While not all companies are down-trending during the projected recession, employers should be sensitive to options regarding employees. With much belt-tightening, employers can take actions to improve their bottom line, but must be aware of the employment law ramifications.
Besides the layoff of trained staff, other measures may be viable preliminary options during a recession.
Recession Option 1: Being Explicit About Production Demands—In eliminating waste, employers should be sensitive to employees wasting time. Overly-long coffee breaks and personal phone calls are time away from production. Employer policies should specify expectations, but being explicit about production demands (raising quotas, clarifying and/or moving up deadlines, etc.) will force employees to work more efficiently and effectively.
Recession Option 2: Modifying Bonus Plans—Employers can modify discretionary bonus plans and programs (i.e., those that are not guaranteed) instead of having layoffs. Either eliminate bonus payments altogether (noting this decision as a layoff alternative), or restructure to tie bonus amounts directly to income and production. Reward employees with bonuses when there is income to pay them.
Recession Option 3: Attrition—Already vacant positions can remain that way without the company spending hiring dollars to fill them, where the work can be apportioned among other staff.
At times, however, layoffs may be the company’s only option during a recession. In those cases, there are many factors to keep in mind. The following are a few of the key issues that should be considered:
Legitimate Business Reasons—Layoffs must be based on demonstrable legitimate business reasons, including poor employee performance (i.e., the bottom performers of your workforce) and last in/first out (i.e., lay off the last hired).
Demonstrable Business Reasons—If an employee selected for layoff is a poor performer, there should already be a paper-trail of disciplinary notices, memos of counseling meetings and other records demonstrating the poor performance and opportunities given to improve. Can the employer prove this was the reason for selection?
Avoid Disparate Impact—Layoffs should not impact one protected category (race, gender, national origin etc.) more than another. For example, if all the older women in a department are let go, leaving only younger men, the women could assert discrimination claims, even if the women were allegedly selected as the poorer performers. The women laid off could claim the company was harder on them so that they appeared to be the poorer performers when, in reality, poor performing men were allowed to under-perform and slack on the job. Evaluate employees selected for layoffs for the appearance of discrimination and be prepared to justify selections.
Consider Severance Agreements—Providing severance pay in conjunction with an agreement containing a release of all claims against the company can provide a layer of protection as the company conducts layoffs. This can only be done if the company has not had a policy or past practice of providing its employees with severance pay without having them sign a release.
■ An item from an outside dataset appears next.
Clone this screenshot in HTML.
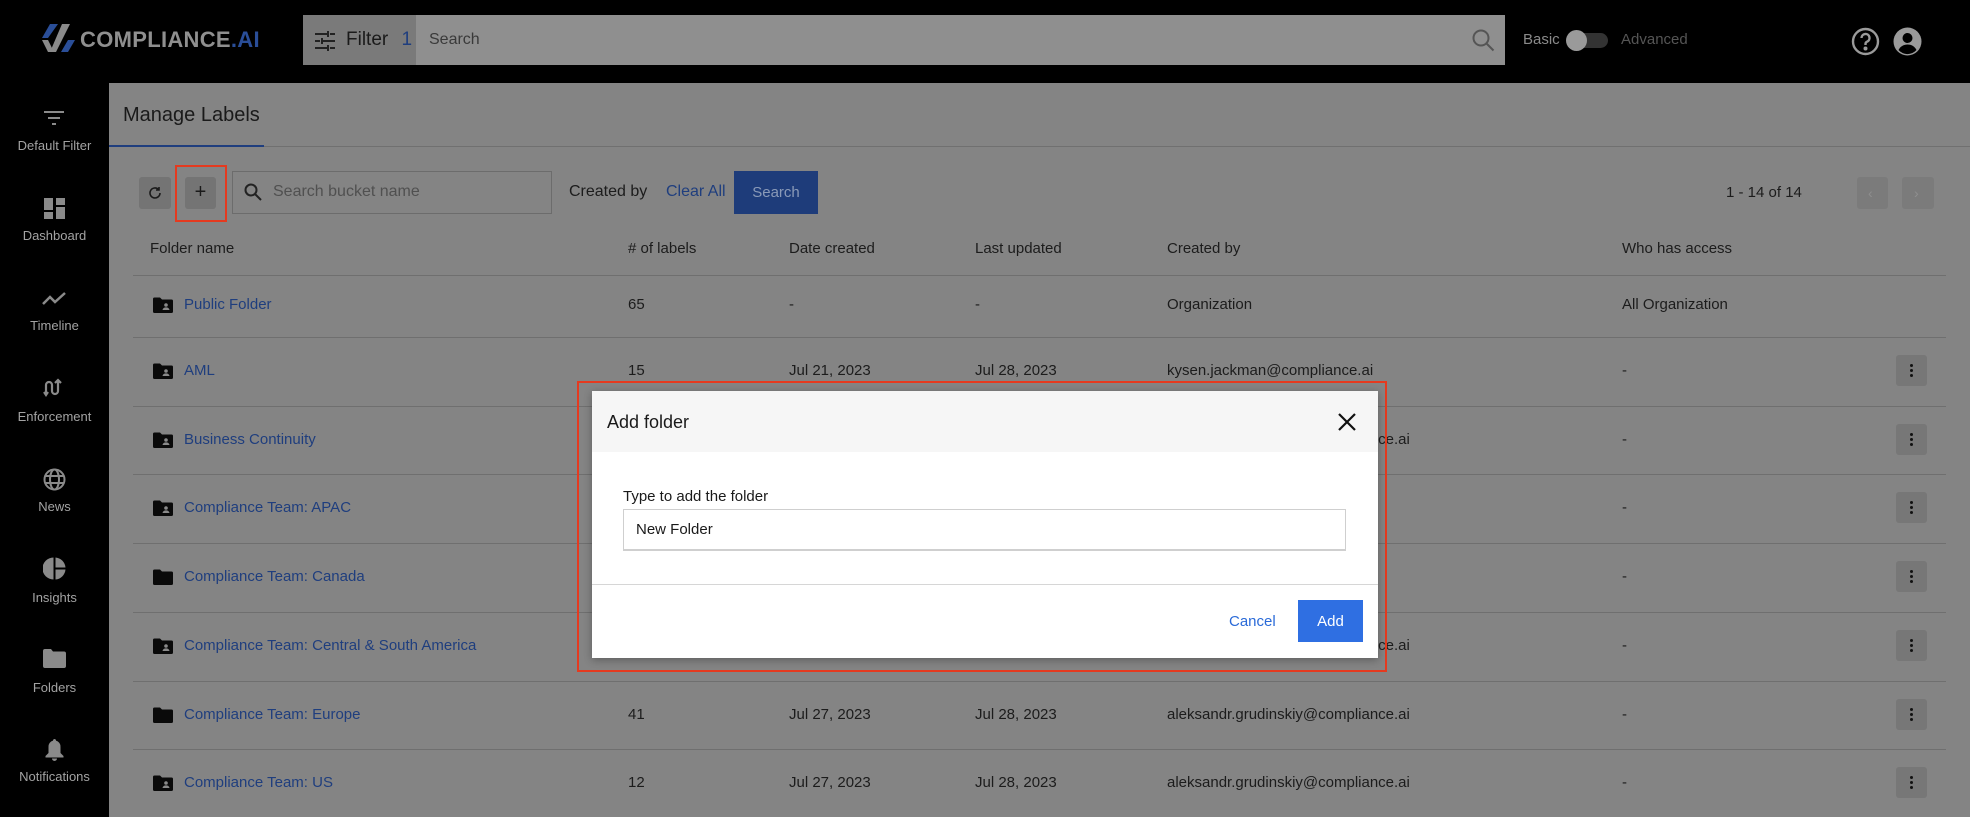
<!DOCTYPE html>
<html><head><meta charset="utf-8"><style>
*{margin:0;padding:0;box-sizing:border-box}
body{width:1970px;height:817px;overflow:hidden;background:#848484;font-family:"Liberation Sans",sans-serif;position:relative;color:#1c1c1c}
.a{position:absolute}
.t{position:absolute;font-size:15px;white-space:nowrap;line-height:18px}
.lnk{color:#1f3e7e}
.sep{position:absolute;left:133px;width:1813px;height:1px;background:#6f6f6f}
.sb{position:absolute;left:0;width:109px;text-align:center;font-size:13px;color:#a3a3a3}
.keb{position:absolute;left:1896px;width:31px;height:31px;background:#777;border-radius:3px}
.keb i{position:absolute;left:14px;width:3px;height:3px;border-radius:50%;background:#111}
</style></head><body>
<!-- header -->
<div class="a" style="left:0;top:0;width:1970px;height:83px;background:#000"></div>
<svg class="a" style="left:40px;top:22px" width="36" height="32" viewBox="0 0 36 32">
<polygon points="10,2 18,2 8,16 2,16" fill="#2a4e98"/>
<polygon points="2,18 8,18 14,30 8,30" fill="#8a8a8a"/>
<polygon points="22,2 30,2 16,30 10,30" fill="#8a8a8a"/>
<polygon points="28,18 35,18 28,30 21,30" fill="#2a4e98"/>
</svg>
<div class="t" style="left:80px;top:27px;font-size:22px;line-height:26px;font-weight:bold;color:#8f8f8f;letter-spacing:0.3px">COMPLIANCE<span style="color:#2a4e98">.AI</span></div>
<div class="a" style="left:303px;top:15px;width:1202px;height:50px;background:#8f8f8f"></div>
<div class="a" style="left:303px;top:15px;width:113px;height:50px;background:#7a7a7a"></div>
<svg class="a" style="left:314px;top:31px" width="22" height="20" viewBox="0 0 22 20" stroke="#222" stroke-width="2">
<path d="M1 3h12M16 3h5M14 0v6M1 10h5M9 10h12M8 7v6M1 17h12M16 17h5M14 14v6"/></svg>
<div class="t" style="left:346px;top:29px;font-size:19px;line-height:22px;color:#1a1a1a">Filter <span style="color:#1f3e7e;margin-left:8px">1</span></div>
<div class="t" style="left:429px;top:31px;font-size:16px;color:#3a3a3a">Search</div>
<svg class="a" style="left:1471px;top:28px" width="24" height="24" viewBox="0 0 24 24" fill="none" stroke="#555" stroke-width="2"><circle cx="10" cy="10" r="7.5"/><path d="M15.5 15.5l7 7"/></svg>
<div class="t" style="left:1523px;top:31px;font-size:15px;color:#8a8a8a">Basic</div>
<div class="a" style="left:1568px;top:33px;width:40px;height:15px;border-radius:8px;background:#333"></div>
<div class="a" style="left:1566px;top:30px;width:21px;height:21px;border-radius:50%;background:#9a9a9a"></div>
<div class="t" style="left:1621px;top:31px;font-size:15px;color:#555">Advanced</div>
<svg class="a" style="left:1851px;top:27px" width="29" height="29" viewBox="0 0 29 29" fill="none" stroke="#9a9a9a" stroke-width="2.4"><circle cx="14.5" cy="14.5" r="12.5"/><path d="M10.5 11a4 4 0 1 1 5.5 3.7c-1 .5-1.5 1.2-1.5 2.3v1" /><circle cx="14.5" cy="21.5" r="0.8" fill="#9a9a9a"/></svg>
<svg class="a" style="left:1893px;top:27px" width="29" height="29" viewBox="0 0 29 29"><circle cx="14.5" cy="14.5" r="14" fill="#9a9a9a"/><circle cx="14.5" cy="11" r="5" fill="#000"/><path d="M5.5 23c2-4 5.5-5.5 9-5.5s7 1.5 9 5.5a12 12 0 0 1-18 0z" fill="#000"/></svg>

<!-- sidebar -->
<div class="a" style="left:0;top:83px;width:109px;height:734px;background:#000"></div>
<svg class="a" style="left:43px;top:110px" width="22" height="16" viewBox="0 0 22 16" stroke="#8a8a8a" stroke-width="2"><path d="M1 2h20M5 8h12M9 14h4"/></svg>
<div class="sb" style="top:138px">Default Filter</div>
<svg class="a" style="left:44px;top:198px" width="21" height="21" viewBox="0 0 21 21" fill="#8a8a8a"><rect x="0" y="0" width="9" height="12"/><rect x="12" y="0" width="9" height="7"/><rect x="0" y="14" width="9" height="7"/><rect x="12" y="9" width="9" height="12"/></svg>
<div class="sb" style="top:228px">Dashboard</div>
<svg class="a" style="left:42px;top:292px" width="25" height="14" viewBox="0 0 25 14" fill="none" stroke="#8a8a8a" stroke-width="2.5"><path d="M1 12l7-7 5 5 10-9"/></svg>
<div class="sb" style="top:318px">Timeline</div>
<svg class="a" style="left:43px;top:377px" width="22" height="22" viewBox="0 0 22 22" fill="none" stroke="#8a8a8a" stroke-width="2.2"><path d="M3 17V8a3 3 0 0 1 6 0v6a3 3 0 0 0 6 0V3M12 6l3-3 3 3M1 15l2 3 2-3"/></svg>
<div class="sb" style="top:409px">Enforcement</div>
<svg class="a" style="left:43px;top:468px" width="23" height="23" viewBox="0 0 23 23" fill="none" stroke="#8a8a8a" stroke-width="2"><circle cx="11.5" cy="11.5" r="10"/><ellipse cx="11.5" cy="11.5" rx="4.5" ry="10"/><path d="M1.5 8h20M1.5 15h20"/></svg>
<div class="sb" style="top:499px">News</div>
<svg class="a" style="left:43px;top:557px" width="23" height="23" viewBox="0 0 23 23" fill="#8a8a8a"><path d="M10.5 0.5v22a11 11 0 0 1 0-22z"/><path d="M12.5 0.5a11 11 0 0 1 10 10h-10z"/><path d="M12.5 12.5h10a11 11 0 0 1-10 10z"/></svg>
<div class="sb" style="top:590px">Insights</div>
<svg class="a" style="left:43px;top:649px" width="23" height="19" viewBox="0 0 23 19" fill="#8a8a8a"><path d="M0 2a2 2 0 0 1 2-2h6l2 2.5h11a2 2 0 0 1 2 2V17a2 2 0 0 1-2 2H2a2 2 0 0 1-2-2z"/></svg>
<div class="sb" style="top:680px">Folders</div>
<svg class="a" style="left:45px;top:739px" width="19" height="22" viewBox="0 0 19 22" fill="#8a8a8a"><path d="M9.5 0c1 0 1.5.8 1.5 1.6A6 6 0 0 1 15.5 8v6l3 3v1.5H.5V17l3-3V8A6 6 0 0 1 8 1.6C8 .8 8.5 0 9.5 0zM7 19.5h5a2.5 2.5 0 0 1-5 0z"/></svg>
<div class="sb" style="top:769px">Notifications</div>

<!-- content -->
<div class="t" style="left:123px;top:103px;font-size:20px;line-height:24px;color:#1a1a1a">Manage Labels</div>
<div class="a" style="left:109px;top:146px;width:1861px;height:1px;background:#707070"></div>
<div class="a" style="left:109px;top:145px;width:155px;height:2px;background:#1f3e7e"></div>

<div class="a" style="left:139px;top:177px;width:32px;height:32px;background:#747474;border-radius:3px"></div>
<svg class="a" style="left:148px;top:186px" width="14" height="14" viewBox="0 0 14 14" fill="none" stroke="#1a1a1a" stroke-width="1.6"><path d="M12 7a5 5 0 1 1-1.5-3.6"/><path d="M11 1v3h-3" /></svg>
<div class="a" style="left:185px;top:177px;width:31px;height:32px;background:#747474;border-radius:3px"></div>
<div class="t" style="left:185px;top:182px;width:31px;text-align:center;font-size:20px;line-height:20px;color:#1a1a1a">+</div>
<div class="a" style="left:175px;top:165px;width:52px;height:57px;border:2px solid #e53a1f"></div>
<div class="a" style="left:232px;top:171px;width:320px;height:43px;border:1px solid #6c6c6c"></div>
<svg class="a" style="left:244px;top:183px" width="18" height="18" viewBox="0 0 18 18" fill="none" stroke="#222" stroke-width="2"><circle cx="7" cy="7" r="5.5"/><path d="M11 11l6 6"/></svg>
<div class="t" style="left:273px;top:183px;font-size:16px;color:#505050">Search bucket name</div>
<div class="t" style="left:569px;top:183px;font-size:16px">Created by</div>
<div class="t lnk" style="left:666px;top:183px;font-size:16px">Clear All</div>
<div class="a" style="left:734px;top:171px;width:84px;height:43px;background:#1e3c7a"></div>
<div class="t" style="left:734px;top:184px;width:84px;text-align:center;font-size:15px;color:#8a9ab8">Search</div>
<div class="t" style="left:1726px;top:184px;font-size:15px">1 - 14 of 14</div>
<div class="a" style="left:1857px;top:177px;width:31px;height:32px;background:#7b7b7b;border-radius:3px"></div>
<div class="a" style="left:1902px;top:177px;width:32px;height:32px;background:#7b7b7b;border-radius:3px"></div>
<div class="t" style="left:1868px;top:184px;font-size:14px;color:#8f8f8f">‹</div>
<div class="t" style="left:1914px;top:184px;font-size:14px;color:#8f8f8f">›</div>

<div class="t" style="left:150px;top:240px">Folder name</div>
<div class="t" style="left:628px;top:240px"># of labels</div>
<div class="t" style="left:789px;top:240px">Date created</div>
<div class="t" style="left:975px;top:240px">Last updated</div>
<div class="t" style="left:1167px;top:240px">Created by</div>
<div class="t" style="left:1622px;top:240px">Who has access</div>

<div class="sep" style="top:275px"></div>
<div class="sep" style="top:337px"></div>
<div class="sep" style="top:406px"></div>
<div class="sep" style="top:474px"></div>
<div class="sep" style="top:543px"></div>
<div class="sep" style="top:612px"></div>
<div class="sep" style="top:681px"></div>
<div class="sep" style="top:749px"></div>

<svg width="0" height="0" style="position:absolute"><defs>
<symbol id="fp" viewBox="0 0 20 16"><path d="M0 2a1.5 1.5 0 0 1 1.5-1.5h5.5l2 2h9.5A1.5 1.5 0 0 1 20 4v10.5a1.5 1.5 0 0 1-1.5 1.5h-17A1.5 1.5 0 0 1 0 14.5z" fill="#0a0a0a"/><circle cx="13" cy="8" r="1.8" fill="#8a8a8a"/><path d="M9.5 13c.5-2 2-2.6 3.5-2.6s3 .6 3.5 2.6z" fill="#8a8a8a"/></symbol>
<symbol id="fo" viewBox="0 0 20 16"><path d="M0 2a1.5 1.5 0 0 1 1.5-1.5h5.5l2 2h9.5A1.5 1.5 0 0 1 20 4v10.5a1.5 1.5 0 0 1-1.5 1.5h-17A1.5 1.5 0 0 1 0 14.5z" fill="#0a0a0a"/></symbol>
</defs></svg>

<!-- rows -->
<svg class="a" style="left:153px;top:297px" width="20" height="16"><use href="#fp"/></svg>
<div class="t lnk" style="left:184px;top:296px">Public Folder</div>
<div class="t" style="left:628px;top:296px">65</div><div class="t" style="left:789px;top:296px">-</div><div class="t" style="left:975px;top:296px">-</div>
<div class="t" style="left:1167px;top:296px">Organization</div><div class="t" style="left:1622px;top:296px">All Organization</div>

<svg class="a" style="left:153px;top:363px" width="20" height="16"><use href="#fp"/></svg>
<div class="t lnk" style="left:184px;top:362px">AML</div>
<div class="t" style="left:628px;top:362px">15</div><div class="t" style="left:789px;top:362px">Jul 21, 2023</div><div class="t" style="left:975px;top:362px">Jul 28, 2023</div>
<div class="t" style="left:1167px;top:362px">kysen.jackman@compliance.ai</div><div class="t" style="left:1622px;top:362px">-</div>
<div class="keb" style="top:355px"><i style="top:9px"></i><i style="top:14px"></i><i style="top:19px"></i></div>

<svg class="a" style="left:153px;top:432px" width="20" height="16"><use href="#fp"/></svg>
<div class="t lnk" style="left:184px;top:431px">Business Continuity</div>
<div class="t" style="left:1167px;top:431px">aleksandr.grudinskiy@compliance.ai</div><div class="t" style="left:1622px;top:431px">-</div>
<div class="keb" style="top:424px"><i style="top:9px"></i><i style="top:14px"></i><i style="top:19px"></i></div>

<svg class="a" style="left:153px;top:500px" width="20" height="16"><use href="#fp"/></svg>
<div class="t lnk" style="left:184px;top:499px">Compliance Team: APAC</div>
<div class="t" style="left:1622px;top:499px">-</div>
<div class="keb" style="top:492px"><i style="top:9px"></i><i style="top:14px"></i><i style="top:19px"></i></div>

<svg class="a" style="left:153px;top:569px" width="20" height="16"><use href="#fo"/></svg>
<div class="t lnk" style="left:184px;top:568px">Compliance Team: Canada</div>
<div class="t" style="left:1622px;top:568px">-</div>
<div class="keb" style="top:561px"><i style="top:9px"></i><i style="top:14px"></i><i style="top:19px"></i></div>

<svg class="a" style="left:153px;top:638px" width="20" height="16"><use href="#fp"/></svg>
<div class="t lnk" style="left:184px;top:637px">Compliance Team: Central &amp; South America</div>
<div class="t" style="left:1167px;top:637px">aleksandr.grudinskiy@compliance.ai</div><div class="t" style="left:1622px;top:637px">-</div>
<div class="keb" style="top:630px"><i style="top:9px"></i><i style="top:14px"></i><i style="top:19px"></i></div>

<svg class="a" style="left:153px;top:707px" width="20" height="16"><use href="#fo"/></svg>
<div class="t lnk" style="left:184px;top:706px">Compliance Team: Europe</div>
<div class="t" style="left:628px;top:706px">41</div><div class="t" style="left:789px;top:706px">Jul 27, 2023</div><div class="t" style="left:975px;top:706px">Jul 28, 2023</div>
<div class="t" style="left:1167px;top:706px">aleksandr.grudinskiy@compliance.ai</div><div class="t" style="left:1622px;top:706px">-</div>
<div class="keb" style="top:699px"><i style="top:9px"></i><i style="top:14px"></i><i style="top:19px"></i></div>

<svg class="a" style="left:153px;top:775px" width="20" height="16"><use href="#fp"/></svg>
<div class="t lnk" style="left:184px;top:774px">Compliance Team: US</div>
<div class="t" style="left:628px;top:774px">12</div><div class="t" style="left:789px;top:774px">Jul 27, 2023</div><div class="t" style="left:975px;top:774px">Jul 28, 2023</div>
<div class="t" style="left:1167px;top:774px">aleksandr.grudinskiy@compliance.ai</div><div class="t" style="left:1622px;top:774px">-</div>
<div class="keb" style="top:767px"><i style="top:9px"></i><i style="top:14px"></i><i style="top:19px"></i></div>

<!-- modal -->
<div class="a" style="left:577px;top:381px;width:810px;height:291px;border:2px solid #e53a1f"></div>
<div class="a" style="left:592px;top:391px;width:786px;height:267px;background:#fff;box-shadow:0 2px 8px rgba(0,0,0,.3)"></div>
<div class="a" style="left:592px;top:391px;width:786px;height:61px;background:#f6f6f6"></div>
<div class="t" style="left:607px;top:411px;font-size:18px;line-height:22px;color:#1a1a1a">Add folder</div>
<svg class="a" style="left:1337px;top:412px" width="20" height="20" viewBox="0 0 20 20" stroke="#111" stroke-width="2.2"><path d="M2 2l16 16M18 2L2 18"/></svg>
<div class="t" style="left:623px;top:488px;font-size:15px;color:#1a1a1a">Type to add the folder</div>
<div class="a" style="left:623px;top:509px;width:723px;height:42px;border:1px solid #cfcfcf;border-bottom-width:2px"></div>
<div class="t" style="left:636px;top:521px;font-size:15px;color:#1a1a1a">New Folder</div>
<div class="a" style="left:592px;top:584px;width:786px;height:1px;background:#d6d6d6"></div>
<div class="t" style="left:1229px;top:613px;font-size:15px;color:#2a6ad8">Cancel</div>
<div class="a" style="left:1298px;top:600px;width:65px;height:42px;background:#2f6fe2"></div>
<div class="t" style="left:1298px;top:613px;width:65px;text-align:center;font-size:15px;color:#fff">Add</div>
</body></html>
Even in those cases, however, provision of additional severance pay may be an option.
Ensure Agreements for Employees Over 40 Comport with the Law—If your U.S. company has, or recently had, 20 or more employees, any severance agreements for employees over age 40 must contain certain protections (including 45 days to consider the agreement and 7 days to revoke it) and also must provide information regarding the ages of all individuals considered for layoff. Employment lawyers can ensure compliance with all legal requirements in this regard.
Consider Transition Agreements
Instead of layoffs, the company may also consider transitioning employees out of the company. Specifically, the company would advise those employees who would otherwise suffer layoffs that the company is looking to eliminate their positions but understands that it is easier to look for a job when you have a job. Thus, the company is going to be relieving the employees of the job duties and responsibilities (except, perhaps, for some transition responsibilities to another employee) and allow them time to go seek other employment while keeping them on the payroll and health insurance for some specified amount of time. The company would keep the employees’ phone extensions active, as well as their e-mail addresses and any mention of the employees on the firm’s Web site during the transition period. When the employees find work, they resign.
If employees do not find work in the designated period, they are laid off with a severance package as discussed above. The company also has the option of providing a lesser severance package even if the employees find work and resign should the company wish to obtain a release and waiver of claims. However, employees who find other work are typically less likely to sue their former employers than those who are out of work.
Creative alternatives and solutions to layoffs that focus on necessary production can often help companies survive troubled times and avoid pitfalls that can lead to lawsuits.